Entre 1081 et 1172, la documentation a gardé 10 actes de six évêques de Beauvais différents. Il donne un aperçu des différents types de rapports entretenus entre eux et le prieuré. Sur ces 10 actes, sept sont une confirmation d’une donation ou une notification :

  • Confirmation des donations d’Hugues de Dammartin par Guy de Beauvais en 10817.

  • Confirmation par Pierre du don de la part de forage que le chatelain Odilon et Adam son fils ont fait en 11248.

  • Confirmation par Eudes II du don du tiers du transit du pont de Creil de Renaud II, comte de Clermont, en 11449.

  • Confirmation par Eudes II du don de Gondacre de Creil des dîmes que possédaient à Cauffry son frère Eudes10.

  • Confirmation par Eudes II du don de Gondacre de Creil du tiers de la dîme d’Avrigny11.

  • Confirmation vers 1147 par Eudes III de l’exemption de tonlieu sur le marché de Beauvais accordée par Aimeri père du temps du prieur Aimar12.

  • Notification en 1157 de Henri sur le paiement qu’a promis de payer Jean de Gouvieux au prieuré de Saint-Leu13.

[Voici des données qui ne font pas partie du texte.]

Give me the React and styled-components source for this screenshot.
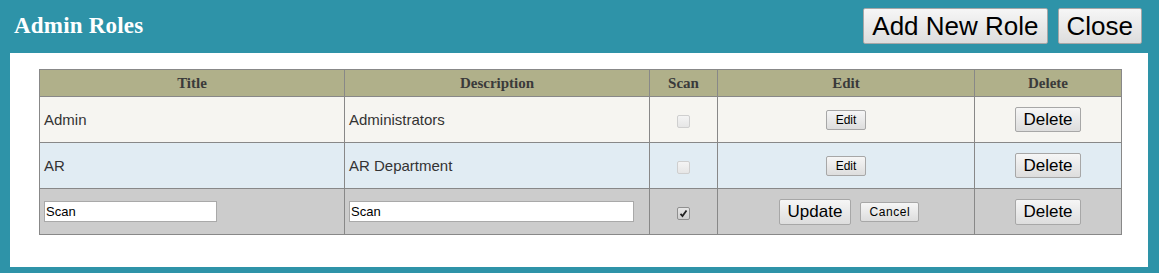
import React from 'react';
import styled, { createGlobalStyle } from 'styled-components';

const GlobalStyle = createGlobalStyle`
    html, body {
        margin: 0;
        padding: 0;
        background: #2e93a8;
    }
`;

const Page = styled.div`
    width: 1159px;
    height: 273px;
    background: #2e93a8;
    box-sizing: border-box;
`;

const TopBar = styled.div`
    height: 53px;
    display: flex;
    align-items: flex-start;
    justify-content: space-between;
    padding: 0 17px 0 14px;
    box-sizing: border-box;
`;

const Heading = styled.h2`
    margin: 14px 0 0;
    font-family: 'Liberation Serif', 'Times New Roman', serif;
    font-weight: bold;
    font-size: 23px;
    line-height: 24px;
    letter-spacing: 0.2px;
    color: #fff;
`;

const Actions = styled.div`
    display: flex;
    gap: 10px;
    margin-top: 8px;
`;

const Button = styled.button`
    font-family: 'Liberation Sans', Arial, sans-serif;
    font-size: ${p => p.$size}px;
    letter-spacing: ${p => p.$spacing || 0}px;
    height: ${p => p.$height}px;
    padding: 0 ${p => p.$pad || 7}px;
    color: #000;
    background: linear-gradient(#f6f6f6, #dddddd);
    border: 1px solid #a7a7a7;
    border-radius: 2px;
    line-height: 1;
    cursor: pointer;
    box-sizing: border-box;
`;

const Panel = styled.div`
    margin: 0 11px 0 10px;
    height: 214px;
    background: #fff;
    padding: 16px 0 0 29px;
    box-sizing: border-box;
`;

const Table = styled.table`
    width: 1082px;
    table-layout: fixed;
    border-collapse: collapse;
    border: 1px solid #888;
`;

const Th = styled.th`
    height: 26px;
    padding: 0;
    background: #b0b08a;
    border: 1px solid #888;
    font-family: 'Liberation Serif', 'Times New Roman', serif;
    font-weight: bold;
    font-size: 15px;
    color: #3a3a3a;
    text-align: center;
    vertical-align: middle;
`;

const Row = styled.tr`
    background: ${p => p.$bg};
`;

const Td = styled.td`
    height: 46px;
    padding: 0 4px;
    border: 1px solid #888;
    font-family: 'Liberation Sans', Arial, sans-serif;
    font-size: 15px;
    color: #333;
    text-align: ${p => (p.$center ? 'center' : 'left')};
    vertical-align: middle;
    box-sizing: border-box;
`;

const TextInput = styled.input`
    width: ${p => p.$width}px;
    height: 21px;
    box-sizing: border-box;
    border: 1px solid #a9a9a9;
    padding: 0 1px;
    margin: 0;
    font-family: 'Liberation Sans', Arial, sans-serif;
    font-size: 13px;
    color: #000;
    background: #fff;
    outline: none;
    display: block;
`;

const Check = styled.span`
    display: inline-flex;
    align-items: center;
    justify-content: center;
    width: 13px;
    height: 13px;
    box-sizing: border-box;
    border: 1px solid ${p => (p.$checked ? '#8f8f8f' : '#cfcfcf')};
    border-radius: 2px;
    background: ${p =>
        p.$checked
            ? 'linear-gradient(#e6e6e6, #cfcfcf)'
            : 'linear-gradient(#f4f4f4, #e6e6e6)'};
    vertical-align: middle;
`;

const EditGroup = styled.div`
    display: flex;
    justify-content: center;
    align-items: center;
    gap: 9px;
    padding-left: 6px;
`;

function Checkbox({ checked }) {
    return (
        <Check $checked={checked}>
            {checked && (
                <svg width="9" height="9" viewBox="0 0 9 9">
                    <path d="M1.5 4.8 L3.5 7 L7.5 1.5" fill="none" stroke="#222" strokeWidth="1.8" />
                </svg>
            )}
        </Check>
    );
}

const roles = [
    { title: 'Admin', description: 'Administrators', scan: false, bg: '#f6f5f1' },
    { title: 'AR', description: 'AR Department', scan: false, bg: '#e1ecf3' }
];

export default function App() {
    return (
        <Page>
            <GlobalStyle />
            <TopBar>
                <Heading>Admin Roles</Heading>
                <Actions>
                    <Button $size={26} $height={36} $pad={8}>Add New Role</Button>
                    <Button $size={26} $height={36} $pad={8}>Close</Button>
                </Actions>
            </TopBar>
            <Panel>
                <Table>
                    <colgroup>
                        <col style={{ width: 305 }} />
                        <col style={{ width: 305 }} />
                        <col style={{ width: 68 }} />
                        <col style={{ width: 257 }} />
                        <col style={{ width: 147 }} />
                    </colgroup>
                    <thead>
                        <tr>
                            <Th>Title</Th>
                            <Th>Description</Th>
                            <Th>Scan</Th>
                            <Th>Edit</Th>
                            <Th>Delete</Th>
                        </tr>
                    </thead>
                    <tbody>
                        {roles.map(role => (
                            <Row key={role.title} $bg={role.bg}>
                                <Td>{role.title}</Td>
                                <Td>{role.description}</Td>
                                <Td $center>
                                    <Checkbox checked={role.scan} />
                                </Td>
                                <Td $center>
                                    <Button $size={12} $height={20} $pad={9}>Edit</Button>
                                </Td>
                                <Td $center>
                                    <Button $size={17} $height={25} $pad={7}>Delete</Button>
                                </Td>
                            </Row>
                        ))}
                        <Row $bg="#cccccc">
                            <Td>
                                <TextInput $width={173} defaultValue="Scan" />
                            </Td>
                            <Td>
                                <TextInput $width={285} defaultValue="Scan" />
                            </Td>
                            <Td $center>
                                <Checkbox checked />
                            </Td>
                            <Td $center>
                                <EditGroup>
                                    <Button $size={17} $height={26} $pad={8}>Update</Button>
                                    <Button $size={12} $height={20} $pad={8} $spacing={0.6}>Cancel</Button>
                                </EditGroup>
                            </Td>
                            <Td $center>
                                <Button $size={17} $height={26} $pad={7}>Delete</Button>
                            </Td>
                        </Row>
                    </tbody>
                </Table>
            </Panel>
        </Page>
    );
}
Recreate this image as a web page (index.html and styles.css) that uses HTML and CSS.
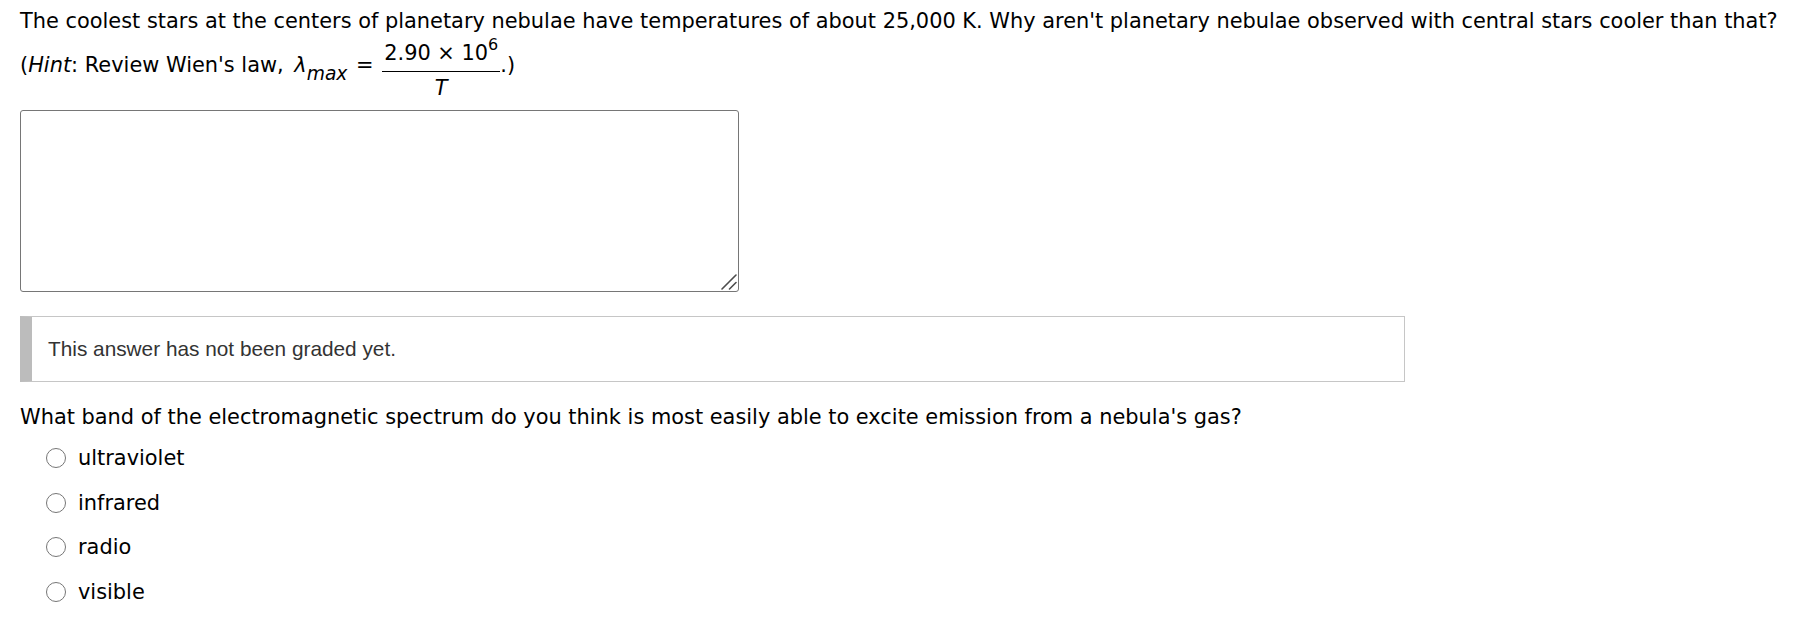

A travers ces confirmations et cette notification, c’est le rôle de seigneur du Beauvaisis qui s’exprime, plus que celui d’évêque de Beauvais. A ce titre, les autres seigneurs sont redevables à l’évêque de toutes terres qu’ils possèdent sur le Beauvaisis. Il n’est donc pas étonnant, comme le veut la coutume féodale, de voir la confirmation du seigneur. Ainsi, la possession de ce bien est confirmée par la plus haute juridiction du Beauvaisis. Dans l’avant-dernier cas, la confirmation laisse entrevoir le programme de remise en ordre des possessions épiscopales engagées par Eudes III. Ainsi, le texte éclaire cette volonté : « Quoniam de rebus ecclesiasticis controversiam aliquam posteris nostris nullatenus relinquere voluimus »14. Nous remarquons d’ailleurs qu’Eudes III fait un amalgame entre les droits qui relèvent de son épiscopat et celles qui relèvent de la seigneurie. Cette indication montre que cette séparation n’existait pas pour lui.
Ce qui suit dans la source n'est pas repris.